What needs to be done: Check each line of the records below for the word "that" and copy those where it appears.

Material:
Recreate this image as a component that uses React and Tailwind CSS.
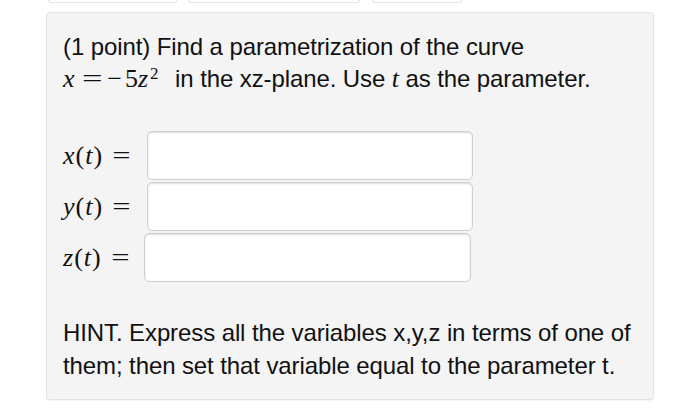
const MathLabel = ({ name }) => (
  <span className="whitespace-nowrap font-['Liberation_Serif','Times_New_Roman',serif] text-[26px] text-[#111]">
    <i className="pr-[1px]">{name}</i>(<i className="px-[1px]">t</i>)
    <span className="ml-[12px] inline-block scale-x-[1.25]">=</span>
  </span>
)

const AnswerRow = ({ name, shift }) => (
  <div className="flex items-center">
    <div className="w-[84px]">
      <MathLabel name={name} />
    </div>
    {shift ? (
      <input
        type="text"
        className="-ml-[3px] h-[49px] w-[327px] rounded-[5px] border border-[#cfcfcf] bg-white shadow-[inset_0_1px_2px_rgba(0,0,0,0.14)] outline-none"
      />
    ) : (
      <input
        type="text"
        className="h-[49px] w-[326px] rounded-[5px] border border-[#cfcfcf] bg-white shadow-[inset_0_1px_2px_rgba(0,0,0,0.14)] outline-none"
      />
    )}
  </div>
)

export default function App() {
  return (
    <div className="h-[415px] w-[700px] bg-white font-['Liberation_Sans',Arial,sans-serif] text-[#111]">
      <div className="flex h-[3px] pl-[48px]">
        <div className="h-full w-[129px] rounded-b-[3px] border-x border-b border-[#e4e4e4]" />
        <div className="ml-[11px] h-full w-[172px] rounded-b-[3px] border-x border-b border-[#e4e4e4]" />
        <div className="ml-[12px] h-full w-[90px] rounded-b-[3px] border-x border-b border-[#e4e4e4]" />
      </div>

      <div className="ml-[46px] mt-[9px] h-[388px] w-[608px] rounded-[4px] border border-[#e2e2e2] bg-[#f4f4f4] pl-[16px] pt-[18px] shadow-[0_1px_1px_rgba(0,0,0,0.05)]">
        <p className="text-[24px] leading-[32px] tracking-[-0.1px]">
          (1 point) Find a parametrization of the curve
          <br />
          <span className="mr-[10px] whitespace-nowrap font-['Liberation_Serif','Times_New_Roman',serif] text-[26px] tracking-normal">
            <i>x</i>
            <span className="ml-[10px] inline-block scale-x-[1.4]">=</span>
            <span className="ml-[8px]">−</span>
            <span className="ml-[3px]">5</span>
            <i>z</i>
            <sup className="ml-[2px] text-[17px]">2</sup>
          </span>{" "}
          in the xz-plane. Use{" "}
          <i className="font-['Liberation_Serif','Times_New_Roman',serif] text-[26px]">t</i> as the parameter.
        </p>

        <div className="mt-[36px] flex flex-col gap-[2px]">
          <AnswerRow name="x" />
          <AnswerRow name="y" />
          <AnswerRow name="z" shift />
        </div>

        <p className="mt-[34px] text-[24px] leading-[33px] tracking-[-0.1px]">
          HINT. Express all the variables x,y,z in terms of one of
          <br />
          them; then set that variable equal to the parameter t.
        </p>
      </div>
    </div>
  )
}
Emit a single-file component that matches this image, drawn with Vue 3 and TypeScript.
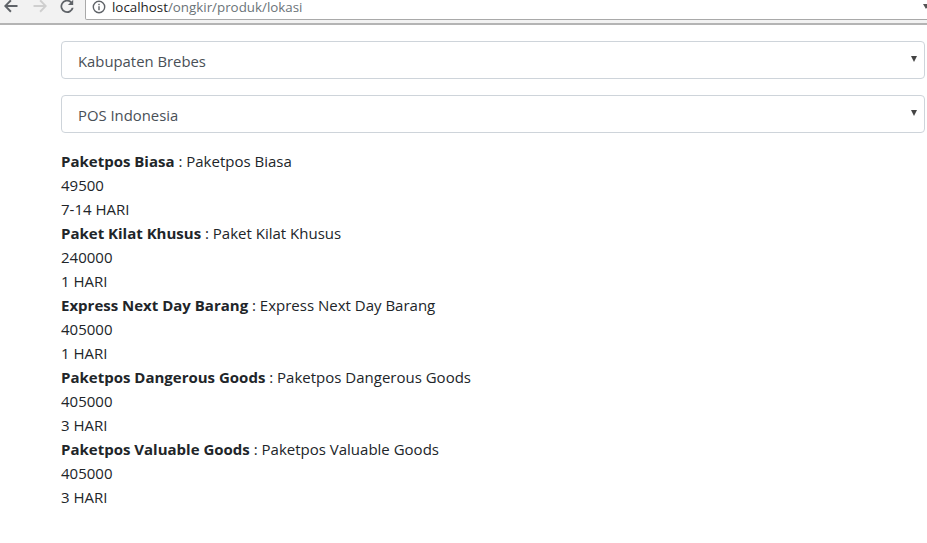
<script setup lang="ts">
interface Item { name: string; price: string; eta: string }
const selects: string[] = ['Kabupaten Brebes', 'POS Indonesia']
const items: Item[] = [
  { name: 'Paketpos Biasa', price: '49500', eta: '7-14 HARI' },
  { name: 'Paket Kilat Khusus', price: '240000', eta: '1 HARI' },
  { name: 'Express Next Day Barang', price: '405000', eta: '1 HARI' },
  { name: 'Paketpos Dangerous Goods', price: '405000', eta: '3 HARI' },
  { name: 'Paketpos Valuable Goods', price: '405000', eta: '3 HARI' },
]
</script>

<template>
  <div class="page">
    <header class="toolbar">
      <div class="nav">
        <svg class="icon back" viewBox="0 0 16 16"><path d="M14.500 7H4.600l4-4L7.200 1.600 1 8l6.200 6.400L8.600 13l-4-4h9.900z" /></svg>
        <svg class="icon fwd" viewBox="0 0 16 16"><path d="M1.500 7h9.900l-4-4 1.400-1.400L15 8l-6.200 6.400L7.400 13l4-4H1.500z" /></svg>
        <svg class="icon reload" viewBox="0 0 16 16"><path d="M13.500 2.500v4.700H8.800l2.100-2.100A4.300 4.300 0 1 0 12.200 9.500h1.700A5.900 5.900 0 1 1 12 3.900z" /></svg>
      </div>
      <div class="omnibox">
        <svg class="info" viewBox="0 0 14 14">
          <circle cx="7" cy="7" r="5.700" fill="none" stroke="#5f6368" stroke-width="1.400" />
          <rect x="6.300" y="6.200" width="1.400" height="4" fill="#5f6368" />
          <rect x="6.300" y="3.800" width="1.400" height="1.400" fill="#5f6368" />
        </svg>
        <span class="url"><span class="host">localhost</span>/ongkir/produk/lokasi</span>
        <span class="caret"></span>
      </div>
    </header>
    <main class="content">
      <div v-for="s in selects" :key="s" class="select">
        <span class="value">{{ s }}</span>
        <span class="arrow"></span>
      </div>
      <div class="results">
        <template v-for="item in items" :key="item.name">
          <div><strong>{{ item.name }}</strong> : {{ item.name }}</div>
          <div>{{ item.price }}</div>
          <div>{{ item.eta }}</div>
        </template>
      </div>
    </main>
  </div>
</template>

<style>
html, body { margin: 0; background: #fff; overflow: hidden; }
</style>

<style scoped>
.page {
  width: 927px;
  height: 543px;
  overflow: hidden;
  font-family: "Open Sans", "Noto Sans", sans-serif;
  color: #212529;
}
.toolbar {
  height: 23px;
  display: flex;
  align-items: flex-start;
  background: #f2f2f2;
  border-bottom: 2px solid #b4b4b4;
}
.nav {
  width: 85px;
  height: 19px;
  flex: none;
  position: relative;
  overflow: hidden;
}
.icon {
  position: absolute;
  top: -2px;
  width: 16px;
  height: 16px;
}
.back { left: 3px; fill: #5f6368; }
.fwd { left: 32px; fill: #cfcfcf; }
.reload { left: 58px; top: -3px; width: 18px; height: 18px; fill: #5f6368; }
.omnibox {
  flex: 1;
  height: 20px;
  margin-right: -4px;
  background: #fff;
  border: 1px solid #a9a9a9;
  border-top: none;
  border-radius: 0 0 2px 2px;
  display: flex;
  align-items: flex-start;
  position: relative;
  box-sizing: border-box;
}
.info {
  width: 14px;
  height: 14px;
  margin: 0 6px 0 6px;
  flex: none;
}
.url {
  font-size: 13.350px;
  line-height: 18px;
  margin-top: -2px;
  color: #6b7378;
}
.host { color: #1f1f1f; }
.caret {
  position: absolute;
  right: 1px;
  top: 4px;
  width: 0;
  height: 0;
  border-left: 3px solid transparent;
  border-right: 3px solid transparent;
  border-top: 5px solid #555;
}
.content {
  padding: 16px 2px 0 61px;
}
.select {
  height: 38px;
  box-sizing: border-box;
  border: 1px solid #ced4da;
  border-radius: 4px;
  background: #fff;
  padding: 0 16px;
  display: flex;
  align-items: center;
  justify-content: space-between;
  color: #495057;
  font-size: 14.850px;
  margin-bottom: 16px;
}
.value { position: relative; top: 1px; }
.arrow {
  width: 0;
  height: 0;
  border-left: 3px solid transparent;
  border-right: 3px solid transparent;
  border-top: 6px solid #444;
  margin-right: -9px;
  margin-top: -2px;
}
.results {
  font-size: 15px;
  line-height: 24px;
}
strong { font-weight: 700; }
</style>
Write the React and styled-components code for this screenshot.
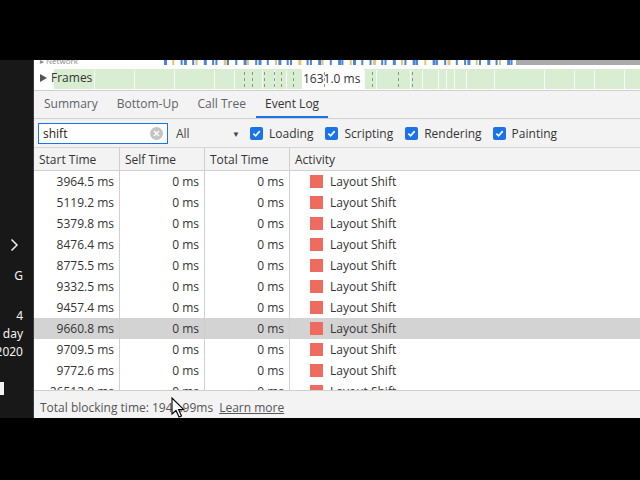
import React from "react";
import styled, { createGlobalStyle } from "styled-components";

const Global = createGlobalStyle`
  html, body { margin: 0; padding: 0; background: #000; }
  * { box-sizing: border-box; }
`;

const Screen = styled.div`
  width: 640px;
  height: 480px;
  background: #000;
  display: flex;
  flex-direction: column;
  font-family: "Open Sans", "Noto Sans", sans-serif;
  font-size: 12px;
  color: #333;
  overflow: hidden;
  position: relative;
`;

const TopBlack = styled.div`
  height: 60px;
  flex: none;
`;

const Middle = styled.div`
  height: 358px;
  flex: none;
  display: flex;
`;

const SideStrip = styled.div`
  width: 34px;
  flex: none;
  background: #181818;
  border-right: 1px solid #3a3a3a;
  color: #f2f2f2;
  font-family: "Noto Sans", sans-serif;
  font-size: 12px;
  display: flex;
  flex-direction: column;
  align-items: flex-end;
  padding: 178px 10px 0 0;
  overflow: hidden;
  line-height: 18px;
`;

const Chevron = styled.div`
  align-self: flex-start;
  padding-left: 10px;
  height: 22px;
`;

const SideText = styled.div`
  white-space: nowrap;
  margin-top: ${(p) => p.$gap || 0}px;
`;

const SideBar = styled.div`
  width: 4px;
  height: 13px;
  background: #f2f2f2;
  align-self: flex-start;
  margin-top: 21px;
`;

const Panel = styled.div`
  flex: 1;
  background: #f3f3f3;
  display: flex;
  flex-direction: column;
  min-width: 0;
`;

const Overview = styled.div`
  height: 31px;
  flex: none;
  background: #fff;
  border-bottom: 1px solid #cfcfcf;
  position: relative;
`;

const FramesLabel = styled.div`
  position: absolute;
  left: 6px;
  top: 9px;
  display: flex;
  align-items: center;
  gap: 4px;
`;

const TimeLabel = styled.div`
  position: absolute;
  left: 269px;
  top: 10px;
`;

const Tabs = styled.div`
  height: 28px;
  flex: none;
  display: flex;
  padding-left: 1px;
  border-bottom: 1px solid #cfcfcf;
`;

const Tab = styled.div`
  padding: 0 9px;
  display: flex;
  align-items: center;
  font-size: 12px;
  color: ${(p) => (p.$active ? "#333" : "#5f6368")};
  border-bottom: 2px solid ${(p) => (p.$active ? "#1a73e8" : "transparent")};
  margin-right: 1px;
`;

const FilterBar = styled.div`
  height: 29px;
  flex: none;
  display: flex;
  align-items: center;
  padding-left: 4px;
  border-bottom: 1px solid #d6d6d6;
`;

const Search = styled.div`
  width: 130px;
  height: 21px;
  border: 1px solid #1a73e8;
  background: #fff;
  display: flex;
  align-items: center;
  padding: 0 4px;
  color: #222;
  justify-content: space-between;
`;

const Clear = styled.span`
  width: 13px;
  height: 13px;
  border-radius: 50%;
  background: #c4c4c4;
  display: flex;
  align-items: center;
  justify-content: center;
`;

const Select = styled.div`
  width: 70px;
  margin-left: 8px;
  display: flex;
  justify-content: space-between;
  align-items: center;
  color: #444;
  padding-right: 6px;
`;

const Arrow = styled.span`
  font-size: 8px;
  color: #444;
`;

const Check = styled.label`
  display: flex;
  align-items: center;
  gap: 6px;
  margin-left: ${(p) => p.$ml}px;
  color: #333;
`;

const Box = styled.span`
  width: 13px;
  height: 13px;
  border-radius: 2px;
  background: #1a73e8;
  display: flex;
  align-items: center;
  justify-content: center;
`;

const Table = styled.div`
  flex: 1;
  background: #fff;
  display: flex;
  flex-direction: column;
  overflow: hidden;
  min-height: 0;
`;

const Grid = styled.div`
  display: grid;
  grid-template-columns: 86px 85px 85px 1fr;
  height: ${(p) => p.$h || 21}px;
  flex: none;
  background: ${(p) => (p.$selected ? "#d3d3d3" : p.$head ? "#f3f3f3" : "transparent")};
  border-bottom: ${(p) => (p.$head ? "1px solid #cfcfcf" : "none")};
`;

const Cell = styled.div`
  display: flex;
  align-items: center;
  justify-content: ${(p) => (p.$right ? "flex-end" : "flex-start")};
  padding: 0 5px;
  border-right: ${(p) => (p.$last ? "none" : "1px solid #cfcfcf")};
  white-space: nowrap;
  overflow: hidden;
  color: #333;
`;

const Swatch = styled.span`
  width: 13px;
  height: 13px;
  background: #ef6a5f;
  margin: 0 7px 0 15px;
  flex: none;
`;

const Footer = styled.div`
  height: 28px;
  flex: none;
  background: #f3f3f3;
  border-top: 1px solid #cfcfcf;
  display: flex;
  align-items: center;
  padding: 5px 0 0 6px;
  gap: 6px;
  color: #555;
`;

const Learn = styled.span`
  text-decoration: underline;
`;

const Cursor = styled.svg`
  position: absolute;
  left: 171px;
  top: 397px;
`;

const rows = [
  "3964.5",
  "5119.2",
  "5379.8",
  "8476.4",
  "8775.5",
  "9332.5",
  "9457.4",
  "9660.8",
  "9709.5",
  "9772.6",
  "26512.0",
];

const CheckMark = () => (
  <svg width="9" height="9" viewBox="0 0 10 10">
    <path d="M1.5 5.2 L4 7.6 L8.6 2.4" stroke="#fff" strokeWidth="1.8" fill="none" />
  </svg>
);

const OverviewStrip = () => {
  const ticks = [];
  for (let i = 0; i < 60; i++) {
    const x = 130 + i * 6.3 + ((i * 7) % 5);
    if (x > 480) break;
    ticks.push(
      <rect key={i} x={x} y={0} width={i % 3 === 0 ? 3 : 2} height={5} fill={i % 4 === 1 ? "#e3c36d" : "#4a83d8"} />
    );
  }
  const lines = [60, 100, 140, 180, 200, 228, 240, 252, 270, 300, 312, 330, 342, 376, 388, 404, 412, 420, 432, 460, 510, 540, 560, 590].map(
    (x, i) => <rect key={i} x={x} y={10} width={1} height={20} fill="#fff" opacity="0.8" />
  );
  const dash = [210, 218, 230, 240, 247, 259, 290, 338, 364, 378].map((x, i) => (
    <line key={"d" + i} x1={x + 0.5} y1={12} x2={x + 0.5} y2={27} stroke="#6f8a62" strokeDasharray="3 3" opacity="0.8" />
  ));
  return (
    <svg width="606" height="31" style={{ position: "absolute", left: 0, top: 0 }}>
      <rect x="0" y="8" width="606" height="22" fill="#fff" />
      <rect x="20" y="9" width="248" height="20" fill="#d8edd2" />
      <rect x="330" y="9" width="276" height="20" fill="#d8edd2" />
      {lines}
      {dash}
      {ticks}
      <rect x="482" y="0" width="124" height="5" fill="#aaa" />
      <text x="6" y="4" fontSize="8" fill="#888">▸ Network</text>
    </svg>
  );
};

export default function App() {
  return (
    <Screen>
      <Global />
      <TopBlack />
      <Middle>
        <SideStrip>
          <Chevron>
            <svg width="9" height="14" viewBox="0 0 9 14">
              <path d="M1.5 1.5 L7 7 L1.5 12.5" stroke="#eee" strokeWidth="1.5" fill="none" />
            </svg>
          </Chevron>
          <SideText $gap={7}>G</SideText>
          <SideText $gap={22}>4</SideText>
          <SideText>day</SideText>
          <SideText>2020</SideText>
          <SideBar />
        </SideStrip>
        <Panel>
          <Overview>
            <OverviewStrip />
            <FramesLabel>
              <svg width="7" height="8" viewBox="0 0 7 8">
                <path d="M0 0 L7 4 L0 8 Z" fill="#555" />
              </svg>
              Frames
            </FramesLabel>
            <TimeLabel>1631.0 ms</TimeLabel>
          </Overview>
          <Tabs>
            <Tab>Summary</Tab>
            <Tab>Bottom-Up</Tab>
            <Tab>Call Tree</Tab>
            <Tab $active>Event Log</Tab>
          </Tabs>
          <FilterBar>
            <Search>
              shift
              <Clear>
                <svg width="7" height="7" viewBox="0 0 7 7">
                  <path d="M1 1 L6 6 M6 1 L1 6" stroke="#fff" strokeWidth="1.4" />
                </svg>
              </Clear>
            </Search>
            <Select>
              All <Arrow>▼</Arrow>
            </Select>
            <Check $ml={4}>
              <Box>
                <CheckMark />
              </Box>
              Loading
            </Check>
            <Check $ml={12}>
              <Box>
                <CheckMark />
              </Box>
              Scripting
            </Check>
            <Check $ml={12}>
              <Box>
                <CheckMark />
              </Box>
              Rendering
            </Check>
            <Check $ml={11}>
              <Box>
                <CheckMark />
              </Box>
              Painting
            </Check>
          </FilterBar>
          <Table>
            <Grid $head $h={23}>
              <Cell>Start Time</Cell>
              <Cell>Self Time</Cell>
              <Cell>Total Time</Cell>
              <Cell $last>Activity</Cell>
            </Grid>
            {rows.map((r) => (
              <Grid key={r} $selected={r === "9660.8"}>
                <Cell $right>{r} ms</Cell>
                <Cell $right>0 ms</Cell>
                <Cell $right>0 ms</Cell>
                <Cell $last>
                  <Swatch />
                  Layout Shift
                </Cell>
              </Grid>
            ))}
          </Table>
          <Footer>
            <span>Total blocking time: 1945.99ms</span>
            <Learn>Learn more</Learn>
          </Footer>
        </Panel>
      </Middle>
      <Cursor width="14" height="22" viewBox="0 0 14 22">
        <path d="M1 1 L1 17 L5 13.5 L8 20 L10.5 19 L7.6 12.6 L12.8 12.6 Z" fill="#fff" stroke="#000" strokeWidth="1.1" />
      </Cursor>
    </Screen>
  );
}
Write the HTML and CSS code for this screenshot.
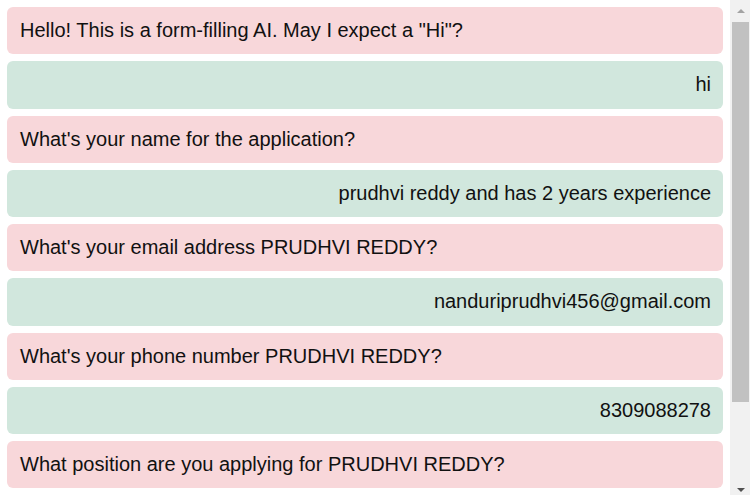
FILE: index.html
```html
<!DOCTYPE html>
<html>
<head>
<meta charset="utf-8">
<link rel="stylesheet" href="styles.css">
</head>
<body>
<div class="frame">
  <div class="chat">
    <div class="msg bot">Hello! This is a form-filling AI. May I expect a "Hi"?</div>
    <div class="msg user">hi</div>
    <div class="msg bot">What's your name for the application?</div>
    <div class="msg user">prudhvi reddy and has 2 years experience</div>
    <div class="msg bot">What's your email address PRUDHVI REDDY?</div>
    <div class="msg user">nanduriprudhvi456@gmail.com</div>
    <div class="msg bot">What's your phone number PRUDHVI REDDY?</div>
    <div class="msg user">8309088278</div>
    <div class="msg bot">What position are you applying for PRUDHVI REDDY?</div>
  </div>
  <div class="scrollbar">
    <div class="arrow up"></div>
    <div class="track"><div class="thumb"></div></div>
    <div class="arrow down"></div>
  </div>
</div>
</body>
</html>
```
FILE: styles.css
```css
html, body {
  margin: 0;
  padding: 0;
  background: #ffffff;
}
.frame {
  display: flex;
  width: 750px;
  height: 495px;
  overflow: hidden;
}
.chat {
  flex: 1;
  padding: 7px;
  display: flex;
  flex-direction: column;
  gap: 7px;
  font-family: "Liberation Sans", Arial, sans-serif;
  font-size: 20px;
  color: #111;
}
.msg {
  height: 47.25px;
  box-sizing: border-box;
  padding: 0 12px 0 13px;
  border-radius: 6px;
  display: flex;
  align-items: center;
  flex-shrink: 0;
}
.bot {
  background: #f8d7da;
}
.user {
  background: #d1e7dd;
  justify-content: flex-end;
}
.scrollbar {
  width: 20px;
  height: 495px;
  background: #f1f1f1;
  display: flex;
  flex-direction: column;
}
.arrow {
  height: 22px;
  display: flex;
  align-items: center;
  justify-content: center;
  padding-left: 1px;
}
.arrow.up::before {
  content: "";
  border-left: 4px solid transparent;
  border-right: 4px solid transparent;
  border-bottom: 4px solid #a3a3a3;
}
.arrow.down {
  height: 22px;
  align-items: flex-end;
  padding-bottom: 3px;
  box-sizing: border-box;
}
.arrow.down::before {
  content: "";
  border-left: 4px solid transparent;
  border-right: 4px solid transparent;
  border-top: 4px solid #505050;
}
.track {
  flex: 1;
}
.thumb {
  margin: 0 1px 0 2px;
  height: 380px;
  background: #c1c1c1;
}
```
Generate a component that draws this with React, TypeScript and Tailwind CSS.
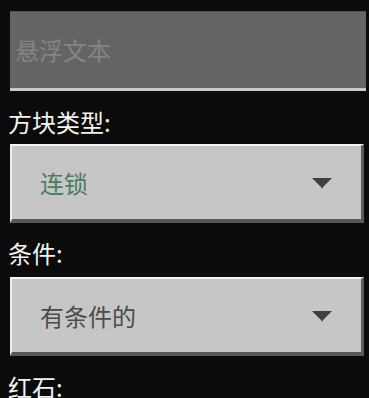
import React from 'react'

const font = { fontFamily: '"Noto Sans CJK SC", "Noto Sans", sans-serif' }

function Arrow() {
    return (
        <svg width="22" height="14" viewBox="0 0 22 14" className="shrink-0">
            <polygon points="1,2 21,2 12,11 11,13 10,11" fill="#3f3f3f" />
        </svg>
    )
}

function Select({ value, color }: { value: string; color: string }) {
    return (
        <div className="ml-[10px] mr-[5px] h-[79px] flex items-center justify-between bg-[#c6c6c6] border-t-2 border-l-2 border-t-[#f4f4f4] border-l-[#ededed] border-r-[3px] border-b-4 border-r-[#5c5c5c] border-b-[#595959] pl-[28px] pr-[28px]">
            <span className={`text-[24px] leading-none ${color}`}>{value}</span>
            <Arrow />
        </div>
    )
}

function Label({ text }: { text: string }) {
    return <div className="pl-[8px] text-[24px] leading-[32px] text-[#f2f2f2]">{text}</div>
}

export default function App() {
    return (
        <div style={font} className="w-[369px] h-[398px] overflow-hidden bg-[#0b0b0b] pt-[11px]">
            <div className="ml-[10px] mr-[3px] h-[80px] bg-[#646464] border-t border-t-[#555555] border-b-[3px] border-b-[#c9c9c9] flex items-center pl-[5px]">
                <span className="text-[24px] leading-none text-[#848484]">悬浮文本</span>
            </div>
            <div className="mt-[15px] mb-[6px]"><Label text="方块类型:" /></div>
            <Select value="连锁" color="text-[#4b7b60]" />
            <div className="mt-[14px] mb-[8px]"><Label text="条件:" /></div>
            <Select value="有条件的" color="text-[#4c4c4c]" />
            <div className="mt-[15px]"><Label text="红石:" /></div>
        </div>
    )
}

Exercise answer:
Recreate this image as a component that uses React and Tailwind CSS.
          them; then set that variable equal to the parameter t.
Emit a single-file component that matches this image, drawn with Vue 3 and TypeScript.
Generate a component that draws this with React, TypeScript and Tailwind CSS.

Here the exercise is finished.